Holding — Cooks, C.J.
- The Court of Appeal of Louisiana held that the trial court erred in denying the defendants’ exceptions of no cause of action and no right of action, thereby dismissing the action against them.
Rule
- A party cannot claim breach of contract or tortious interference when no binding contract exists and the actions taken were within the rights of the parties involved.
Reasoning
- The Court of Appeal reasoned that the letter of intent did not create a binding contract or an obligation for the trustees to enter into a lease agreement, as it merely outlined a conditional agreement to negotiate in good faith.
- The court highlighted that without a finalized lease agreement, there could be no breach of contract.
- Additionally, the court noted that CP Marine's allegations of tortious interference were insufficient, as Louisiana law required proof of actual malice and improper influence, which were not established in this case.
- The court further stated that the actions of Miller, as a trustee, did not amount to bad faith, as there was no obligation for him to finalize an agreement, and any negotiations were conducted in good faith.
- Ultimately, the court found that CP Marine's claims were based on a misunderstanding of the nature of the letter agreement and that the trustees had acted within their rights.
Deep Dive: How the Court Reached Its Decision
Court's Analysis of the Contractual Obligations
The court analyzed the nature of the letter of intent dated November 16, 2019, which CP Marine contended created a binding contractual obligation.

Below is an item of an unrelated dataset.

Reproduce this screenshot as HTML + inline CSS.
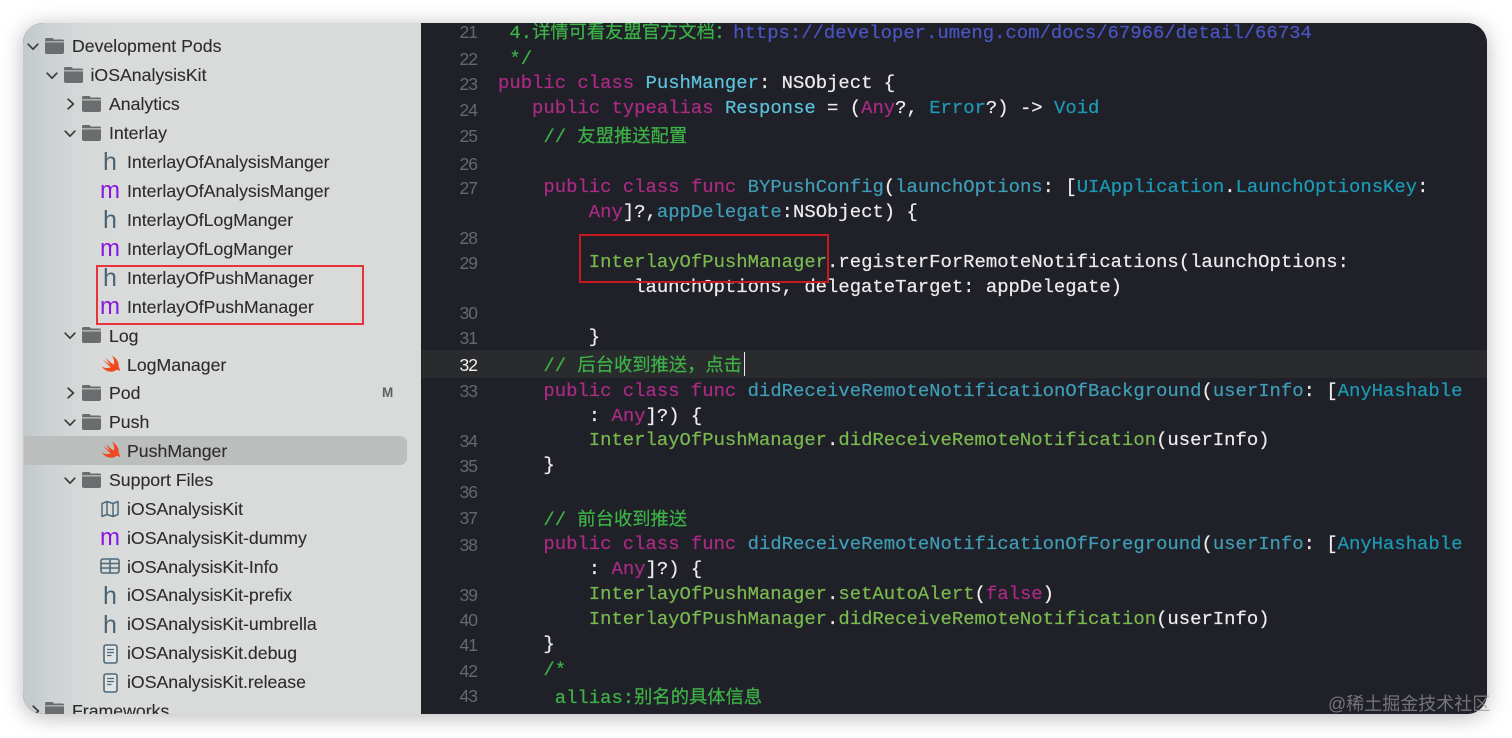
<!DOCTYPE html>
<html><head><meta charset="utf-8">
<style>
html,body{margin:0;padding:0;background:#fff;width:1512px;height:738px;overflow:hidden}
#win{position:absolute;left:23px;top:23px;width:1464px;height:691px;border-radius:20px;overflow:hidden;box-shadow:0 3px 22px rgba(0,0,0,.28);background:#1f2028}
#in{position:absolute;left:-23px;top:-23px;width:1512px;height:738px}
#side{position:absolute;left:23px;top:23px;width:398px;height:691px;background:linear-gradient(90deg,#c3c9cb 0,#cbd0d2 22px,#d5d8d8 55px,#d9dbda 90px)}
#ed{position:absolute;left:421px;top:23px;width:1066px;height:691px;background:#1f2028}
#cur{position:absolute;left:422px;top:350px;width:1065px;height:28px;background:#2a2b2c}
.r{position:absolute;font:17.7px/24px "Liberation Sans",sans-serif;color:#2c2c2c;white-space:pre;-webkit-text-stroke:.12px #2c2c2c}
.l{position:absolute;left:498px;font:18.92px/24px "Liberation Mono","Noto Sans CJK SC",monospace;color:#ececec;white-space:pre;-webkit-text-stroke:.22px}
.n{position:absolute;left:440px;width:37px;text-align:right;font:17.5px/24px "Liberation Sans",sans-serif;letter-spacing:-1px;color:#66686d}
.k{color:#ab2a84}.t{color:#5cc3dc}.p{color:#3f9db6}.u{color:#1c9ab5}.g{color:#7ab94f}.c{color:#3db247}.a{color:#4a55c2}
.z{font-family:"Noto Sans CJK SC",sans-serif;font-size:18.3px}
svg{position:absolute;overflow:visible}
.h,.m{position:absolute;font:25px/28px "Liberation Sans",sans-serif;width:24px;text-align:center}
.h{color:#4a6475;left:98px}.m{color:#8a14e0;left:98px;font-size:24px;margin-top:2px}
</style></head><body>
<svg width="0" height="0" style="position:absolute"><defs>
<symbol id="f" viewBox="0 0 19 16"><path d="M1.5 0H7.5L9 1.5H17.5A1.5 1.5 0 0 1 19 3V3.4H0V1.5A1.5 1.5 0 0 1 1.5 0Z" fill="#6a6c6d"/><path d="M0 4.4H19V14A2 2 0 0 1 17 16H2A2 2 0 0 1 0 14Z" fill="#6a6c6d"/></symbol>
<symbol id="d" viewBox="0 0 12 8"><path d="M1.2 1.2L6 6.2L10.8 1.2" fill="none" stroke="#3a3a3a" stroke-width="1.7" stroke-linecap="round" stroke-linejoin="round"/></symbol>
<symbol id="e" viewBox="0 0 8 12"><path d="M1.2 1.2L6.4 6L1.2 10.8" fill="none" stroke="#3a3a3a" stroke-width="1.7" stroke-linecap="round" stroke-linejoin="round"/></symbol>
<symbol id="s" viewBox="0.5 1 18.5 17"><path d="M0.8 11.5C4 14 7.5 14 10 12.6C7.5 10.8 4.5 8 2.6 5.2C5.2 7.4 7.6 9.2 9.6 10.4C8 8.4 6.2 5.6 5.2 3.4C7.8 6.2 10.8 8.8 13 10C13.9 7.5 13 4 11.3 1.3C15.8 3.8 18.4 8.5 17.6 12C18.6 13.5 19.1 15 18.6 16.6C17.6 15.2 16 14.8 14.6 15.8C11.2 18 5 17.6 0.8 11.5Z" fill="#f0491f"/></symbol>
<symbol id="b" viewBox="0 0 15 20"><rect x="1" y="1" width="13" height="18" rx="2" fill="#e2e4e4" stroke="#4e6a7a" stroke-width="1.6"/><path d="M4 5.5H11M4 8.5H11M4 11.5H8.5" stroke="#4e6a7a" stroke-width="1.2"/></symbol>
</defs></svg>
<div id="win"><div id="in">
<div id="side"></div>
<div id="ed"></div>
<div id="cur"></div>
<div style="position:absolute;left:24px;top:436px;width:383px;height:29px;background:#bcbdbd;border-radius:0 7px 7px 0"></div>

<svg style="left:27px;top:43px" width="12" height="8"><use href="#d"/></svg><svg style="left:45px;top:38px" width="19" height="16"><use href="#f"/></svg>
<div class="r" style="left:72px;top:34px">Development Pods</div>
<svg style="left:46px;top:72px" width="12" height="8"><use href="#d"/></svg><svg style="left:63.5px;top:67px" width="19" height="16"><use href="#f"/></svg>
<div class="r" style="left:90.5px;top:63px">iOSAnalysisKit</div>
<svg style="left:67px;top:98px" width="8" height="12"><use href="#e"/></svg><svg style="left:82px;top:96px" width="19" height="16"><use href="#f"/></svg>
<div class="r" style="left:109px;top:92px">Analytics</div>
<svg style="left:64px;top:130px" width="12" height="8"><use href="#d"/></svg><svg style="left:82px;top:125px" width="19" height="16"><use href="#f"/></svg>
<div class="r" style="left:109px;top:121px">Interlay</div>
<div class="h" style="top:148px">h</div><div class="r" style="left:127px;top:150px">InterlayOfAnalysisManger</div>
<div class="m" style="top:175px">m</div><div class="r" style="left:127px;top:179px">InterlayOfAnalysisManger</div>
<div class="h" style="top:206px">h</div><div class="r" style="left:127px;top:208px">InterlayOfLogManger</div>
<div class="m" style="top:233px">m</div><div class="r" style="left:127px;top:237px">InterlayOfLogManger</div>
<div class="h" style="top:264px">h</div><div class="r" style="left:127px;top:266px">InterlayOfPushManager</div>
<div class="m" style="top:291px">m</div><div class="r" style="left:127px;top:295px">InterlayOfPushManager</div>
<svg style="left:64px;top:332px" width="12" height="8"><use href="#d"/></svg><svg style="left:82px;top:327px" width="19" height="16"><use href="#f"/></svg>
<div class="r" style="left:109px;top:324px">Log</div>
<svg style="left:101px;top:355px" width="19" height="18"><use href="#s"/></svg><div class="r" style="left:127px;top:353px">LogManager</div>
<svg style="left:67px;top:387px" width="8" height="12"><use href="#e"/></svg><svg style="left:82px;top:385px" width="19" height="16"><use href="#f"/></svg>
<div class="r" style="left:109px;top:381px">Pod</div>
<div class="r" style="left:382px;top:381px;font-size:13.5px;font-weight:bold;color:#5d5f60;-webkit-text-stroke:0">M</div>
<svg style="left:64px;top:419px" width="12" height="8"><use href="#d"/></svg><svg style="left:82px;top:414px" width="19" height="16"><use href="#f"/></svg>
<div class="r" style="left:109px;top:410px">Push</div>
<svg style="left:101px;top:441px" width="19" height="18"><use href="#s"/></svg><div class="r" style="left:127px;top:439px">PushManger</div>
<svg style="left:64px;top:477px" width="12" height="8"><use href="#d"/></svg><svg style="left:82px;top:472px" width="19" height="16"><use href="#f"/></svg>
<div class="r" style="left:109px;top:468px">Support Files</div>
<svg style="left:101px;top:500px" width="18" height="18" viewBox="0 0 18 18"><path d="M1 3.5L6 1.5L12 3.5L17 1.5V14.5L12 16.5L6 14.5L1 16.5ZM6 1.5V14.5M12 3.5V16.5" fill="none" stroke="#4e6a7a" stroke-width="1.5" stroke-linejoin="round"/></svg>
<div class="r" style="left:127px;top:497px">iOSAnalysisKit</div>
<div class="m" style="top:522px">m</div><div class="r" style="left:127px;top:526px">iOSAnalysisKit-dummy</div>
<svg style="left:100px;top:558px" width="20" height="16" viewBox="0 0 20 16"><rect x="1" y="1" width="18" height="14" rx="2" fill="none" stroke="#4e6a7a" stroke-width="1.6"/><path d="M1 5.5H19M1 10H19M10 1V15" stroke="#4e6a7a" stroke-width="1.6"/></svg>
<div class="r" style="left:127px;top:555px">iOSAnalysisKit-Info</div>
<div class="h" style="top:582px">h</div><div class="r" style="left:127px;top:583px">iOSAnalysisKit-prefix</div>
<div class="h" style="top:611px">h</div><div class="r" style="left:127px;top:612px">iOSAnalysisKit-umbrella</div>
<svg style="left:103px;top:644px" width="15" height="20"><use href="#b"/></svg><div class="r" style="left:127px;top:641px">iOSAnalysisKit.debug</div>
<svg style="left:103px;top:673px" width="15" height="20"><use href="#b"/></svg><div class="r" style="left:127px;top:670px">iOSAnalysisKit.release</div>
<svg style="left:32px;top:705px" width="8" height="12"><use href="#e"/></svg><svg style="left:45px;top:702px" width="19" height="16"><use href="#f"/></svg>
<div class="r" style="left:72px;top:699px">Frameworks</div>

<div style="position:absolute;left:96px;top:265px;width:264px;height:56px;border:2px solid #e8333a"></div>

<div class="n" style="top:20px">21</div><div class="n" style="top:47px">22</div><div class="n" style="top:72px">23</div><div class="n" style="top:98px">24</div><div class="n" style="top:124px">25</div><div class="n" style="top:152px">26</div><div class="n" style="top:176px">27</div><div class="n" style="top:226px">28</div><div class="n" style="top:251px">29</div><div class="n" style="top:301px">30</div><div class="n" style="top:326px">31</div><div class="n" style="top:353px;color:#f2f2f2">32</div><div class="n" style="top:379px">33</div><div class="n" style="top:429px">34</div><div class="n" style="top:454px">35</div><div class="n" style="top:480px">36</div><div class="n" style="top:506px">37</div><div class="n" style="top:533px">38</div><div class="n" style="top:583px">39</div><div class="n" style="top:608px">40</div><div class="n" style="top:633px">41</div><div class="n" style="top:659px">42</div><div class="n" style="top:684px">43</div>

<div class="l" style="top:19px"> <span class="c">4.<span class="z">详情可看友盟官方文档：</span></span><span class="a">https://developer.umeng.com/docs/67966/detail/66734</span></div>
<div class="l c" style="top:47px"> */</div>
<div class="l" style="top:71px"><span class="k">public class</span> <span class="t">PushManger</span>: NSObject {</div>
<div class="l" style="top:96px">   <span class="k">public typealias</span> <span class="t">Response</span> = (<span class="k">Any</span>?, <span class="u">Error</span>?) -&gt; <span class="u">Void</span></div>
<div class="l c" style="top:123px">    // <span class="z">友盟推送配置</span></div>
<div class="l" style="top:175px">    <span class="k">public class func</span> <span class="p">BYPushConfig</span>(<span class="p">launchOptions</span>: [<span class="u">UIApplication</span>.<span class="u">LaunchOptionsKey</span>:</div>
<div class="l" style="top:200px">        <span class="k">Any</span>]?,<span class="p">appDelegate</span>:NSObject) {</div>
<div class="l" style="top:250px">        <span class="g">InterlayOfPushManager</span>.registerForRemoteNotifications(launchOptions:</div>
<div class="l" style="top:275px">            launchOptions, delegateTarget: appDelegate)</div>
<div class="l" style="top:325px">        }</div>
<div class="l c" style="top:352px">    // <span class="z">后台收到推送，点击</span></div>
<div style="position:absolute;left:744px;top:352px;width:1px;height:24px;background:#eee"></div>
<div class="l" style="top:379px">    <span class="k">public class func</span> <span class="p">didReceiveRemoteNotificationOfBackground</span>(<span class="p">userInfo</span>: [<span class="u">AnyHashable</span></div>
<div class="l" style="top:404px">        : <span class="k">Any</span>]?) {</div>
<div class="l" style="top:428px">        <span class="g">InterlayOfPushManager</span>.<span class="g">didReceiveRemoteNotification</span>(userInfo)</div>
<div class="l" style="top:453px">    }</div>
<div class="l c" style="top:506px">    // <span class="z">前台收到推送</span></div>
<div class="l" style="top:532px">    <span class="k">public class func</span> <span class="p">didReceiveRemoteNotificationOfForeground</span>(<span class="p">userInfo</span>: [<span class="u">AnyHashable</span></div>
<div class="l" style="top:557px">        : <span class="k">Any</span>]?) {</div>
<div class="l" style="top:582px">        <span class="g">InterlayOfPushManager</span>.<span class="g">setAutoAlert</span>(<span class="k">false</span>)</div>
<div class="l" style="top:607px">        <span class="g">InterlayOfPushManager</span>.<span class="g">didReceiveRemoteNotification</span>(userInfo)</div>
<div class="l" style="top:632px">    }</div>
<div class="l c" style="top:658px">    /*</div>
<div class="l c" style="top:684px">     allias:<span class="z">别名的具体信息</span></div>

<div style="position:absolute;left:579px;top:234px;width:246px;height:45px;border:2px solid #c51a20"></div>
</div></div>
<div style="position:absolute;left:1328px;top:692px;font:18px/24px 'Liberation Sans','Noto Sans CJK SC',sans-serif;color:rgba(150,150,150,.72);white-space:pre">@稀土掘金技术社区</div>
</body></html>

It emphasized that the letter explicitly stated that no lease agreement would exist unless both parties were satisfied with its terms. The court pointed out that the letter outlined a conditional agreement to negotiate in good faith rather than a definitive agreement to enter into a lease. Hence, the absence of a finalized lease agreement meant that there could be no breach of contract, as the terms of the letter did not compel the trustees to consummate a lease agreement. The court underscored that a contract to negotiate in good faith does not equate to a commitment to conclude an agreement, thus reinforcing the lack of enforceable obligations stemming from the letter. Moreover, it noted that the agreement allowed either party the right to withdraw from negotiations, which further illustrated the non-binding nature of the document. The court's conclusion was that CP Marine's interpretation of the letter as a binding contract was fundamentally flawed, as the language contained within it did not support such a claim.
Tortious Interference Claims
The court also addressed CP Marine's claims of tortious interference with contract, highlighting the legal requirements for such a claim under Louisiana law. It stated that to succeed, CP Marine needed to demonstrate actual malice and improper influence, which they failed to do. The court noted that CP Marine did not provide sufficient factual allegations to support the claim that Miller or the trustees acted with malice or engaged in improper conduct. In particular, the court pointed out that CP Marine's assertions lacked specific details about how Miller influenced any third parties or prevented CP Marine from finalizing an agreement. Furthermore, the court referenced Louisiana jurisprudence that has generally viewed tortious interference claims with disfavor, emphasizing the necessity of actual malice for such claims to proceed. The court concluded that the absence of a binding agreement and the lack of evidence demonstrating malice meant that CP Marine's tortious interference claims could not stand.
Miller's Conduct and Good Faith
The court evaluated the actions of Clarence A. Miller, Jr. in his capacity as a trustee, focusing on the allegations that he failed to act in good faith during negotiations. It found that there were no factual allegations indicating that Miller acted in bad faith or breached any obligations as a trustee. The court emphasized that Miller had the right to negotiate and, ultimately, to decline to enter into a lease agreement if it was not in the best interest of the trust. CP Marine's claims suggested that Miller's failure to reach an agreement constituted a breach of duty; however, the court clarified that Miller's duty was to negotiate in good faith, not to finalize an agreement. The court recognized that the negotiations were conducted over several months, with both parties making counteroffers, but ultimately, it was CP Marine's choice not to accept the terms proposed by the trustees. Thus, the court concluded that Miller's conduct did not reflect bad faith, as he was acting within the rights afforded to him as a trustee.
Legal Standards for Breach of Contract
The court reiterated the legal principle that a party cannot claim breach of contract unless there exists a binding agreement. It asserted that, in this case, the letter of intent did not constitute a binding contract capable of giving rise to a breach. The court cited Louisiana law, which requires a definitive agreement with mutually agreed-upon terms for a breach of contract claim to be valid. It pointed out that CP Marine's failure to establish the existence of a binding lease agreement directly undermined its claims. Moreover, the court highlighted that merely expressing an intention to negotiate or outlining potential terms does not create enforceable contractual obligations. Thus, the lack of a finalized lease meant that all claims of breach were unfounded, reinforcing the dismissal of CP Marine's claims against the trustees and Miller.
Conclusion of the Court
Ultimately, the court reversed the trial court's denial of the defendants’ exceptions and granted the exceptions of no cause of action. It dismissed the action against both the trustees and Miller, concluding that CP Marine's claims were based on a misunderstanding of the letter's nature and the legal framework governing contract negotiations. The court assessed that CP Marine had not proven the essential elements required for breach of contract or tortious interference. By focusing on the well-pleaded facts of the case, the court determined that the trustees acted within their rights and that their negotiation efforts did not establish malice or improper conduct. Therefore, the court's ruling reaffirmed the importance of clear contractual terms and the limitations of claims based on non-binding agreements.